**RECORD SET:**
>>>>
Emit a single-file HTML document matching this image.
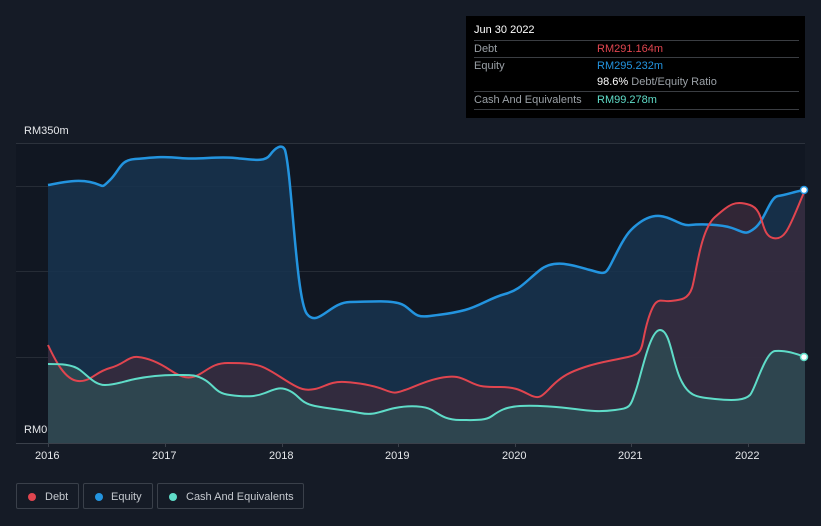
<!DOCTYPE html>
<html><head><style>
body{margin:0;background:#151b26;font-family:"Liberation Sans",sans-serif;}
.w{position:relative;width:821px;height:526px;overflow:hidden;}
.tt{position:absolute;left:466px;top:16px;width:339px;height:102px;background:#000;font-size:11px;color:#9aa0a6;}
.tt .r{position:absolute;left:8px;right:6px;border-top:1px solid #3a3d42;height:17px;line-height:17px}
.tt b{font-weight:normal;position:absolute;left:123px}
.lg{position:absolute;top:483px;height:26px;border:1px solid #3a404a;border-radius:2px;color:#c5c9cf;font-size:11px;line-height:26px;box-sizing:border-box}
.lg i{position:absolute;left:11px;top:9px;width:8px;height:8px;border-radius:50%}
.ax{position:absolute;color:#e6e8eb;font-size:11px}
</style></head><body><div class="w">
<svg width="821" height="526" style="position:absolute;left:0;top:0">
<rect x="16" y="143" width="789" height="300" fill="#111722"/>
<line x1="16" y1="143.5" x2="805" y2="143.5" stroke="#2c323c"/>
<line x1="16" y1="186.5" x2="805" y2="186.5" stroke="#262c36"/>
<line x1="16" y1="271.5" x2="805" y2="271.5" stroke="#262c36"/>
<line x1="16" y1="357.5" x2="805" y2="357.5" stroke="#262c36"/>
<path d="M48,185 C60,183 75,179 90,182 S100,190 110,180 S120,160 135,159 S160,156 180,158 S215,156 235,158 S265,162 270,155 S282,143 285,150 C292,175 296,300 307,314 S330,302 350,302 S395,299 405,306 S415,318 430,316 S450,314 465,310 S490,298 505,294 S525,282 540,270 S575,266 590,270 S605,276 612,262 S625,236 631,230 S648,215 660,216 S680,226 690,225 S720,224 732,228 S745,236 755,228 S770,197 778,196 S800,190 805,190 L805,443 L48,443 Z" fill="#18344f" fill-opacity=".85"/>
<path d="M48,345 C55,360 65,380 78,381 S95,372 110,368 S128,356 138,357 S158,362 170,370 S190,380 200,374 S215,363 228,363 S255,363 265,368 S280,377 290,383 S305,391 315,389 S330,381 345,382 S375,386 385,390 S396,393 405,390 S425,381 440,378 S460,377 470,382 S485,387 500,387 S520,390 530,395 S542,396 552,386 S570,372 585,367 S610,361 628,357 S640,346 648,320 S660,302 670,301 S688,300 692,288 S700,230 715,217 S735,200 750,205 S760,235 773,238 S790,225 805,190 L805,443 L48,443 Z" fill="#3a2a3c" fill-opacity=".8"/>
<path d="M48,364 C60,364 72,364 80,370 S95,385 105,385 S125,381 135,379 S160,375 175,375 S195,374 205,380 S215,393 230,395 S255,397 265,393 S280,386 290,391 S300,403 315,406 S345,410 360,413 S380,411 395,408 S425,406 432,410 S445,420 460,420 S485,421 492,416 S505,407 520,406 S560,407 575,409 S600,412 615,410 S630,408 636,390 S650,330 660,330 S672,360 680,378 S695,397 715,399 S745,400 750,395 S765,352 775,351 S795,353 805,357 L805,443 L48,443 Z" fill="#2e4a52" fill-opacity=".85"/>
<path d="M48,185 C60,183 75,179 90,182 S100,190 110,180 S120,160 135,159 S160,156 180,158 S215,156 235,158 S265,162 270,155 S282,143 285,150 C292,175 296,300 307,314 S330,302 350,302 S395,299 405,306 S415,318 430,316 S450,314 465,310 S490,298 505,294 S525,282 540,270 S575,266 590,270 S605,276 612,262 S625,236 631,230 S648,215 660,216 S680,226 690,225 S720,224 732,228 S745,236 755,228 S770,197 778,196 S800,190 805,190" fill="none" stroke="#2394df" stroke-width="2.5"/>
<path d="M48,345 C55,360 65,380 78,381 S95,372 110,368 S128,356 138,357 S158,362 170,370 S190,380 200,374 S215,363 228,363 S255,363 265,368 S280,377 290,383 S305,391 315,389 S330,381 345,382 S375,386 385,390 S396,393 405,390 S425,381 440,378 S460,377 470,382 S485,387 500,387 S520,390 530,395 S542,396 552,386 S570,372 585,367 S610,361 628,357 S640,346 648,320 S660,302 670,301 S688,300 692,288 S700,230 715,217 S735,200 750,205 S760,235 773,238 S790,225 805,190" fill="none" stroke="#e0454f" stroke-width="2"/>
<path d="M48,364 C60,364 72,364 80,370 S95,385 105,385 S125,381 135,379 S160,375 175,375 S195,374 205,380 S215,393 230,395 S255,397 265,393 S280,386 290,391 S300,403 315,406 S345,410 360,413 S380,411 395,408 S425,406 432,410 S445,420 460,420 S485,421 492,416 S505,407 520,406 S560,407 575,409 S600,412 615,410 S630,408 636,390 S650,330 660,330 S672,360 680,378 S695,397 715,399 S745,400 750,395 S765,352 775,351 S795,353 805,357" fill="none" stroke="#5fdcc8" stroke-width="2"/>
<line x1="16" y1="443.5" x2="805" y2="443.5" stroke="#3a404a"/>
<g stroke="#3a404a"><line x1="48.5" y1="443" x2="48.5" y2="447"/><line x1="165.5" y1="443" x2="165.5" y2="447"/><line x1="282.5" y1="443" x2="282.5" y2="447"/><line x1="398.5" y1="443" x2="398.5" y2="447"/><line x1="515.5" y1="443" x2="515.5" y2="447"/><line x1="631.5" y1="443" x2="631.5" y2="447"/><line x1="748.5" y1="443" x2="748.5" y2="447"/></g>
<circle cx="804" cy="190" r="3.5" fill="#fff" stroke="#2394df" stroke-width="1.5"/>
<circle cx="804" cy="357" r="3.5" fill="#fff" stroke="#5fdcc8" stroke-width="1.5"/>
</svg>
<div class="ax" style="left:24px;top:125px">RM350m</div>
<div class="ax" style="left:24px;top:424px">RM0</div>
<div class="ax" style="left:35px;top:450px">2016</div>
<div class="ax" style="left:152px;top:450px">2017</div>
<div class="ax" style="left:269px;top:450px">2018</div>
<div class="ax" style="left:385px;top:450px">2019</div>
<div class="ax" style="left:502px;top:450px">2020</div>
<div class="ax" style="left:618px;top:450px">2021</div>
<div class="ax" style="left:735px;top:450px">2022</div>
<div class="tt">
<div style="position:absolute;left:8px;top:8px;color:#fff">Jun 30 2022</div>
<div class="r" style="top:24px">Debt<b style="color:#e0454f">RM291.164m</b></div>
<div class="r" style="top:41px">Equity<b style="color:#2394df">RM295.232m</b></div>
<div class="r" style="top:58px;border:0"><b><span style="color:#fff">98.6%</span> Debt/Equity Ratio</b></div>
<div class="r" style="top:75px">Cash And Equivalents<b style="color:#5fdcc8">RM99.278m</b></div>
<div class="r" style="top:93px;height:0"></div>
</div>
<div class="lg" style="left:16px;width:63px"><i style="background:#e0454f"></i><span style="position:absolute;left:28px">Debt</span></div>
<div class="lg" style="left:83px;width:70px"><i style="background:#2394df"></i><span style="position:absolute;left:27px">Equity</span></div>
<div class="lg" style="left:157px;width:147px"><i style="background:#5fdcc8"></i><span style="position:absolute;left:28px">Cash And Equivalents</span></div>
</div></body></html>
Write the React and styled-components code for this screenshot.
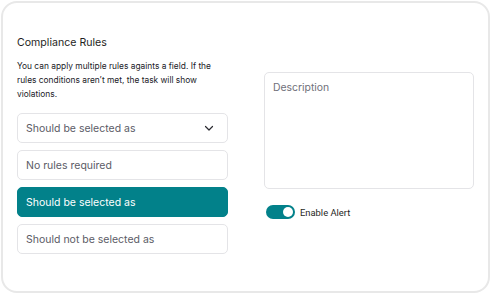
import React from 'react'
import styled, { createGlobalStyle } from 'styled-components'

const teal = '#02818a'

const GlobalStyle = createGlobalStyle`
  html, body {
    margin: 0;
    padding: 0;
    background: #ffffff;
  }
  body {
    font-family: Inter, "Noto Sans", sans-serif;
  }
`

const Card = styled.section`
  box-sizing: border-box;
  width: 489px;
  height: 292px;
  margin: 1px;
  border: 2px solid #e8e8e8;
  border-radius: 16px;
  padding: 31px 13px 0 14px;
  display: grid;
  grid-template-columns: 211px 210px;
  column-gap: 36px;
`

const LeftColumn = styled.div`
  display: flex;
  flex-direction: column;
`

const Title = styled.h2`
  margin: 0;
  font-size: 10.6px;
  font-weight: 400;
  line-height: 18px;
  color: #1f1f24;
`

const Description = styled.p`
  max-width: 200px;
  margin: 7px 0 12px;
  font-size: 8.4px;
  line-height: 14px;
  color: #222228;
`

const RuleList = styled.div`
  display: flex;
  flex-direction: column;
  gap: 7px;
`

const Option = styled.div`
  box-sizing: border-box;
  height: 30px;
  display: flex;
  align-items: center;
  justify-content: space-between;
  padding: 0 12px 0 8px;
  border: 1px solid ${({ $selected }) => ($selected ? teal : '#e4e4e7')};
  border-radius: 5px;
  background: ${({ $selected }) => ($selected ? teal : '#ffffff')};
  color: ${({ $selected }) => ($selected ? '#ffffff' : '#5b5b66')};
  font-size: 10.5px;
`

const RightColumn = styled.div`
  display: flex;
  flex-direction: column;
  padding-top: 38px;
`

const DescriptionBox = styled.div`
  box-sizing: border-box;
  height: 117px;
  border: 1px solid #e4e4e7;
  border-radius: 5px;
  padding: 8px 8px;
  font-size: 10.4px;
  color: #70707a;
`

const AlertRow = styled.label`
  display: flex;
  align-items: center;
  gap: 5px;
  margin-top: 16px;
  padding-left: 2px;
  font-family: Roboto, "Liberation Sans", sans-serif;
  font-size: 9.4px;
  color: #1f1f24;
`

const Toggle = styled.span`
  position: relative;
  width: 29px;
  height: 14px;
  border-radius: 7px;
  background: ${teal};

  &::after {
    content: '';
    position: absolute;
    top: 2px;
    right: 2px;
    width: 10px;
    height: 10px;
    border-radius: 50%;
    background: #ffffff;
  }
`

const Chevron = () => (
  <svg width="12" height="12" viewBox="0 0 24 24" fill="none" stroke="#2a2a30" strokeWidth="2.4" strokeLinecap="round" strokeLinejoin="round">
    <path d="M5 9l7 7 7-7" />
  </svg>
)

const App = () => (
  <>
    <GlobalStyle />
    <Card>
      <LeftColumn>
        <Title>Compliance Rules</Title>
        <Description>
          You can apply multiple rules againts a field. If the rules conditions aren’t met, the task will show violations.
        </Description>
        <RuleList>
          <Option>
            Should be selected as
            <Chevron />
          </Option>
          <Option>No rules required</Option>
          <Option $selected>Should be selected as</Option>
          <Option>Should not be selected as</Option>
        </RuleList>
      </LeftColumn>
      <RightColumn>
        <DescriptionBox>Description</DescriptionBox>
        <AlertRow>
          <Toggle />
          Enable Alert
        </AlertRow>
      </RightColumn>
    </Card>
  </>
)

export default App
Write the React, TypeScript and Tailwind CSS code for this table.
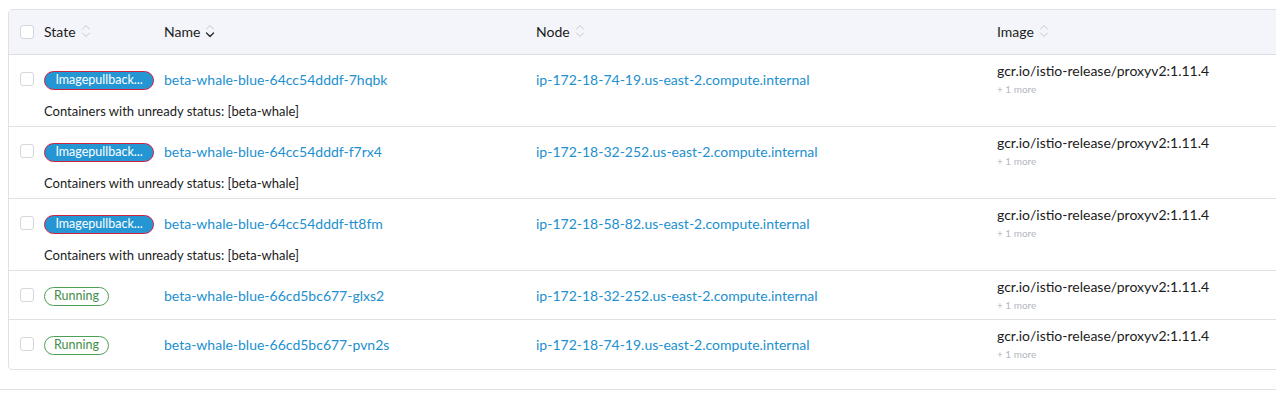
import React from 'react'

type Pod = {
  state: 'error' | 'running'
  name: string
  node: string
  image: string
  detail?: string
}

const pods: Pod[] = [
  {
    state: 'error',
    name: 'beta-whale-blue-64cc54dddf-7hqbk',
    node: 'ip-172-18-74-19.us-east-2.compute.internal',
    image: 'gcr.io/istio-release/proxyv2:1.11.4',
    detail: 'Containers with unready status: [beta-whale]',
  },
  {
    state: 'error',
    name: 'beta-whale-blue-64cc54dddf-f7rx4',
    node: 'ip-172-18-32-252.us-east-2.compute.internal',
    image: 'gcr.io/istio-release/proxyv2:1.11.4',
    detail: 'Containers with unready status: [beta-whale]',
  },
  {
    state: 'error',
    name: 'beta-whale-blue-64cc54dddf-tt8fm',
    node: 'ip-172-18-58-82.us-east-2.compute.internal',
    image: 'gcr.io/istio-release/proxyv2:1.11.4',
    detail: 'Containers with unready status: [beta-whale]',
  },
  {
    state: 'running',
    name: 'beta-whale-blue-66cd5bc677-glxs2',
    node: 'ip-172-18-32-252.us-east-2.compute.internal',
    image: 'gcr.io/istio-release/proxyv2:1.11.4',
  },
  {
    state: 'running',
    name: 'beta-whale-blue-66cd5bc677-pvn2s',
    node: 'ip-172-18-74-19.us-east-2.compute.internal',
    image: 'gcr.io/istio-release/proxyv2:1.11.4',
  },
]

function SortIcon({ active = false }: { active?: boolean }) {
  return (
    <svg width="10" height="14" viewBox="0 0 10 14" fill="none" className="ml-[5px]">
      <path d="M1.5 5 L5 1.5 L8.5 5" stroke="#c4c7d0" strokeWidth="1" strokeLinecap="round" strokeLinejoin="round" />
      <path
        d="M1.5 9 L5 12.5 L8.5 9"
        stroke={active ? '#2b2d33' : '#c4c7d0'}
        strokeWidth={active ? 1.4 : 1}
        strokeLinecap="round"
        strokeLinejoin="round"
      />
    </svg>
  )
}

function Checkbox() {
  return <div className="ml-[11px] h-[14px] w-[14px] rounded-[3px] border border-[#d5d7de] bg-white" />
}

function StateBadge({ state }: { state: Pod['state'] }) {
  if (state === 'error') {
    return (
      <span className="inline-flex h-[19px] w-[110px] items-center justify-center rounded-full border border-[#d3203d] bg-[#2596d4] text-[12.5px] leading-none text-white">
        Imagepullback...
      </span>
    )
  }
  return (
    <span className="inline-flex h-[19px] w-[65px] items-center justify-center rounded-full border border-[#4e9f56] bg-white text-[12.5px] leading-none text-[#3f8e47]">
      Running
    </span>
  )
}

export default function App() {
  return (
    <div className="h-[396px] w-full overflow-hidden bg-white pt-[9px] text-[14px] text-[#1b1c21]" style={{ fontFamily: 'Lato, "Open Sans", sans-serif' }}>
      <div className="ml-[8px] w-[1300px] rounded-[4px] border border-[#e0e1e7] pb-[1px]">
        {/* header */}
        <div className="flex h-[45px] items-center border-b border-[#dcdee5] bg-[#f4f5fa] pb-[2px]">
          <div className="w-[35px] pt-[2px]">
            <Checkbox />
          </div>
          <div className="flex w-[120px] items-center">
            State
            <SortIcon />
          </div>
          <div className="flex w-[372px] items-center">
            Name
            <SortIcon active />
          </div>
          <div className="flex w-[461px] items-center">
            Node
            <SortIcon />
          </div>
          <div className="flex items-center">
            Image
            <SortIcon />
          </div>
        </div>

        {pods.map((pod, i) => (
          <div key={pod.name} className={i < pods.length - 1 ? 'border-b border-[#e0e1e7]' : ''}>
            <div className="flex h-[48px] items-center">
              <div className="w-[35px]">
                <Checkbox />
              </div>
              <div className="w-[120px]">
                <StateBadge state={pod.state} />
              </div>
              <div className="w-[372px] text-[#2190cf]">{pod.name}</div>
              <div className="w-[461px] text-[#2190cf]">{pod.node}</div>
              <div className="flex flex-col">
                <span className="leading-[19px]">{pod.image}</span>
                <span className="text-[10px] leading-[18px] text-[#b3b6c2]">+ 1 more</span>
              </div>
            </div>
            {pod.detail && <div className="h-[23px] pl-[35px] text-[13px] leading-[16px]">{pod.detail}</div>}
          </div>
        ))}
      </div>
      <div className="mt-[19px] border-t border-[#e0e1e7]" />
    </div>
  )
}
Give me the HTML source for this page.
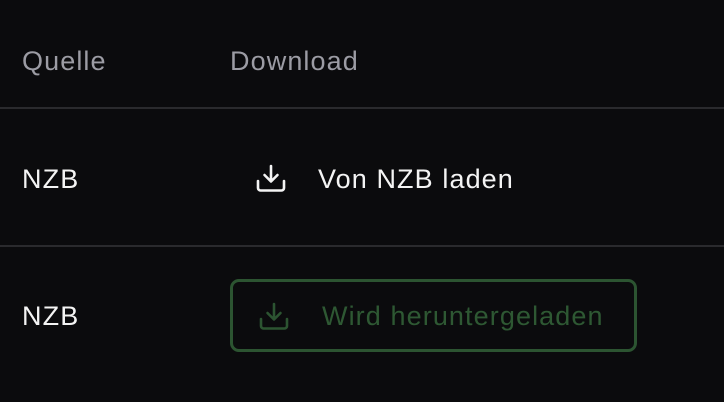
<<<<
**YOUR OBJECTIVE:** Using the entries above, repeat exactly the lines from the one with "Write the React and" to the one with "const teal = '#02818a'", both included, and leave the pictures behind.

**OUTPUT FOR THIS EXERCISE:**
Write the React and styled-components code for this screenshot.
import React from 'react'
import styled, { createGlobalStyle } from 'styled-components'

const teal = '#02818a'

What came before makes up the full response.